## AIM OF THE EXERCISE
Among the entries that follow, the required portion opens with the line containing "Rebuild this screenshot as a component, using" and closes with the line containing "<Title>Add a condition". Give that portion again exactly, and nothing else.

## DATA SHOWN

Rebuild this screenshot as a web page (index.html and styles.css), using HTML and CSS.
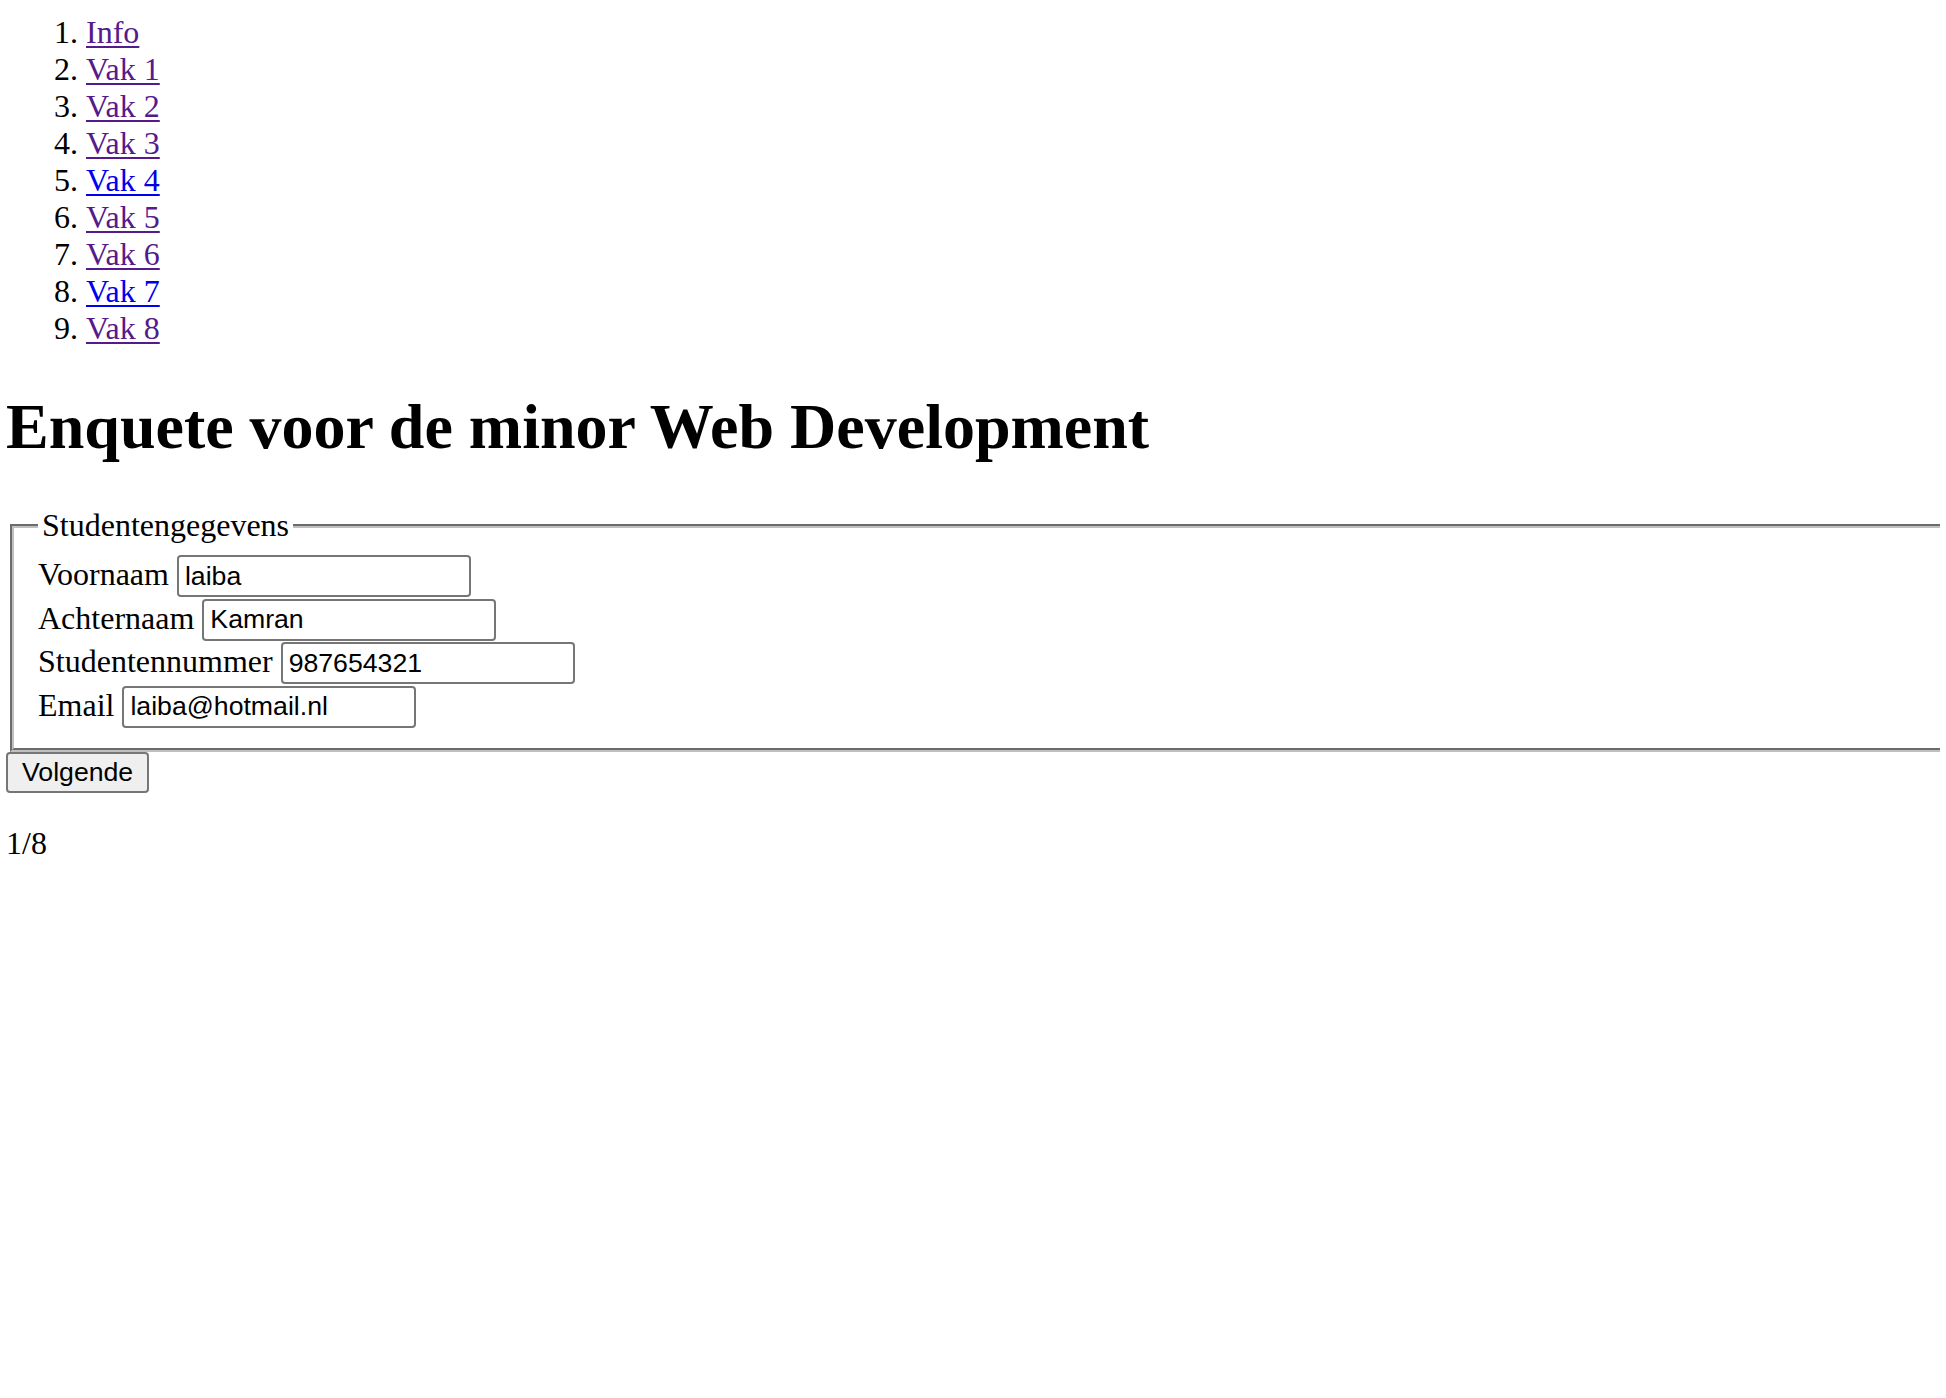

...

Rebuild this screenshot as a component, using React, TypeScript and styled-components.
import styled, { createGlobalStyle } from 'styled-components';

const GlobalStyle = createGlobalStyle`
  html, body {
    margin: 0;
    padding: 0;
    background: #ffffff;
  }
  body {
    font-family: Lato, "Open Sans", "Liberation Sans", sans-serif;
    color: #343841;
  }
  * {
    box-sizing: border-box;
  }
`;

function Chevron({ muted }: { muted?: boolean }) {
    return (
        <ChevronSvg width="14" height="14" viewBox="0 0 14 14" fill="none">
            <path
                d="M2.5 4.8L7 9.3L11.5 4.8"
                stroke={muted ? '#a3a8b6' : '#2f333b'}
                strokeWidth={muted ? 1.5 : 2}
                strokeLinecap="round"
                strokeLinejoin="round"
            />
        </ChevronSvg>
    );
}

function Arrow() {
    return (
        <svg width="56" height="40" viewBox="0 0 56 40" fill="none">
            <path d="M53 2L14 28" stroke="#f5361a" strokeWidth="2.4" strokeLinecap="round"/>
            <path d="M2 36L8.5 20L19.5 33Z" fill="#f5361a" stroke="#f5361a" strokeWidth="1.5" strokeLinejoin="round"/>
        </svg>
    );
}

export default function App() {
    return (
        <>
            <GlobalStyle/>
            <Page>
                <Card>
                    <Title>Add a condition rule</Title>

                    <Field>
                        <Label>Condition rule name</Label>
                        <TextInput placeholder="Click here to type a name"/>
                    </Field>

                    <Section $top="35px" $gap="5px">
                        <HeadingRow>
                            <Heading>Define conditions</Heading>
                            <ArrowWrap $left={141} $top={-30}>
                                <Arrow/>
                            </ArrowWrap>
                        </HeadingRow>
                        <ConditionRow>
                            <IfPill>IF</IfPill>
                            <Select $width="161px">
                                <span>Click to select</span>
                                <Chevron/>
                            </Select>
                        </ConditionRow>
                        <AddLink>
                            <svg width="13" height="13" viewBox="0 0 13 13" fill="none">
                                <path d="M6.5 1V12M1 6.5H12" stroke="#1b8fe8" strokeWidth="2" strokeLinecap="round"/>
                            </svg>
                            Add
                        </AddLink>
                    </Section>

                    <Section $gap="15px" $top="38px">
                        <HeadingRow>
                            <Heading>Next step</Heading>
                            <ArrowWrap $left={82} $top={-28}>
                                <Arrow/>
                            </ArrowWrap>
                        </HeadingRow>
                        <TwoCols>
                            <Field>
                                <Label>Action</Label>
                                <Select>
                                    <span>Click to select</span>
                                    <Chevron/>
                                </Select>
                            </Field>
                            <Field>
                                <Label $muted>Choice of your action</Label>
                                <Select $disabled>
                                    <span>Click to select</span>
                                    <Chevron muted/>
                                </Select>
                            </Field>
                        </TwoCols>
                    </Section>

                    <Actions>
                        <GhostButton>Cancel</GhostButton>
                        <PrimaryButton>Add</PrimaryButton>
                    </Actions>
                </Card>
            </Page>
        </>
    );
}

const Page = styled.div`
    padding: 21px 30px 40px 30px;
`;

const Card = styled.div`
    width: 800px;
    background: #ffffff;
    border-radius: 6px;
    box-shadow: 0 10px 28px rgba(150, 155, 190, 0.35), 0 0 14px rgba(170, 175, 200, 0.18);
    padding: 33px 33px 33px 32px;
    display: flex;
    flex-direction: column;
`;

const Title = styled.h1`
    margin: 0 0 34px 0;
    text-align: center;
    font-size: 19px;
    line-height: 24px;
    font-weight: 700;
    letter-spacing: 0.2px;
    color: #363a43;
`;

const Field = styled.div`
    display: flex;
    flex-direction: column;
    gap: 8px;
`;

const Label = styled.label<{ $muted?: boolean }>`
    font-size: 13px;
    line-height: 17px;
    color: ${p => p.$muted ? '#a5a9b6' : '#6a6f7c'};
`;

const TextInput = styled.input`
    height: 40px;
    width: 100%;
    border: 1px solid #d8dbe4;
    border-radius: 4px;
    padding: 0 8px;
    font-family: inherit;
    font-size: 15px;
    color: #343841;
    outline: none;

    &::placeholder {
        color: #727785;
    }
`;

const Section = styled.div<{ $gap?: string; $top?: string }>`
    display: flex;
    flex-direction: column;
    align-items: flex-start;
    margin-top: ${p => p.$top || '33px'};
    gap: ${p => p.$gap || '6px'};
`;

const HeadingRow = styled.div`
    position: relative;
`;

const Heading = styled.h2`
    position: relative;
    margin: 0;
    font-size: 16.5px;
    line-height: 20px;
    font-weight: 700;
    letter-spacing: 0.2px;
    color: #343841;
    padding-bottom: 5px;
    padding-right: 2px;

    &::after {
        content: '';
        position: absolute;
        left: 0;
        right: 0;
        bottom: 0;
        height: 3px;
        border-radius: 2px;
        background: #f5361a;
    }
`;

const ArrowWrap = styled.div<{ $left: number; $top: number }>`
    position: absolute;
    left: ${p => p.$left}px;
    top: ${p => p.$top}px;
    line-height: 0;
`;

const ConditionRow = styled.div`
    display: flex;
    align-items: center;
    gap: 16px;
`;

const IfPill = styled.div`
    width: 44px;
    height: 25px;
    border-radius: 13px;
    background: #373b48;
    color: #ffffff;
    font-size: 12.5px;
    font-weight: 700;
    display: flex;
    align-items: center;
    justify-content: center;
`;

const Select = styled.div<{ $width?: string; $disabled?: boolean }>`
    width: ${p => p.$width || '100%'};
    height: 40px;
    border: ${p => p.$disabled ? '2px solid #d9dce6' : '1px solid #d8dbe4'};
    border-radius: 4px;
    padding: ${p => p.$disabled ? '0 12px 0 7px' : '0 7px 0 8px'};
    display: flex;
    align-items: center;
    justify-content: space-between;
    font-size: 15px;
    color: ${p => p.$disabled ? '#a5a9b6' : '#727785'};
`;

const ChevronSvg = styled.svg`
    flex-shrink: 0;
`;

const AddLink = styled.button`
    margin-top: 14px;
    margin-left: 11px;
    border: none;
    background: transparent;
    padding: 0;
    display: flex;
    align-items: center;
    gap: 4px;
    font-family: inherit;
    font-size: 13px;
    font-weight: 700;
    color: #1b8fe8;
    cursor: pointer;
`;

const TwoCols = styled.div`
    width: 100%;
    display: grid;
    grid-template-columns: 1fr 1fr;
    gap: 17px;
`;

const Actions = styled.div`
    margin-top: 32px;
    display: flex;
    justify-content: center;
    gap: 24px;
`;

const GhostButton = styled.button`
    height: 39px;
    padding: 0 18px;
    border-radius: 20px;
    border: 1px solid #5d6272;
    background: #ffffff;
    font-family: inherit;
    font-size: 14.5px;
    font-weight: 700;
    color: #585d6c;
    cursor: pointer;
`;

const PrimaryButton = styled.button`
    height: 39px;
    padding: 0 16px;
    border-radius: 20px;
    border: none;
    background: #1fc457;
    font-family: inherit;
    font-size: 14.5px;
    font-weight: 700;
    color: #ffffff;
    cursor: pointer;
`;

## COMPLETE OUTPUT
Rebuild this screenshot as a component, using React, TypeScript and styled-components.
import styled, { createGlobalStyle } from 'styled-components';

const GlobalStyle = createGlobalStyle`
  html, body {
    margin: 0;
    padding: 0;
    background: #ffffff;
  }
  body {
    font-family: Lato, "Open Sans", "Liberation Sans", sans-serif;
    color: #343841;
  }
  * {
    box-sizing: border-box;
  }
`;

function Chevron({ muted }: { muted?: boolean }) {
    return (
        <ChevronSvg width="14" height="14" viewBox="0 0 14 14" fill="none">
            <path
                d="M2.5 4.8L7 9.3L11.5 4.8"
                stroke={muted ? '#a3a8b6' : '#2f333b'}
                strokeWidth={muted ? 1.5 : 2}
                strokeLinecap="round"
                strokeLinejoin="round"
            />
        </ChevronSvg>
    );
}

function Arrow() {
    return (
        <svg width="56" height="40" viewBox="0 0 56 40" fill="none">
            <path d="M53 2L14 28" stroke="#f5361a" strokeWidth="2.4" strokeLinecap="round"/>
            <path d="M2 36L8.5 20L19.5 33Z" fill="#f5361a" stroke="#f5361a" strokeWidth="1.5" strokeLinejoin="round"/>
        </svg>
    );
}

export default function App() {
    return (
        <>
            <GlobalStyle/>
            <Page>
                <Card>
                    <Title>Add a condition rule</Title>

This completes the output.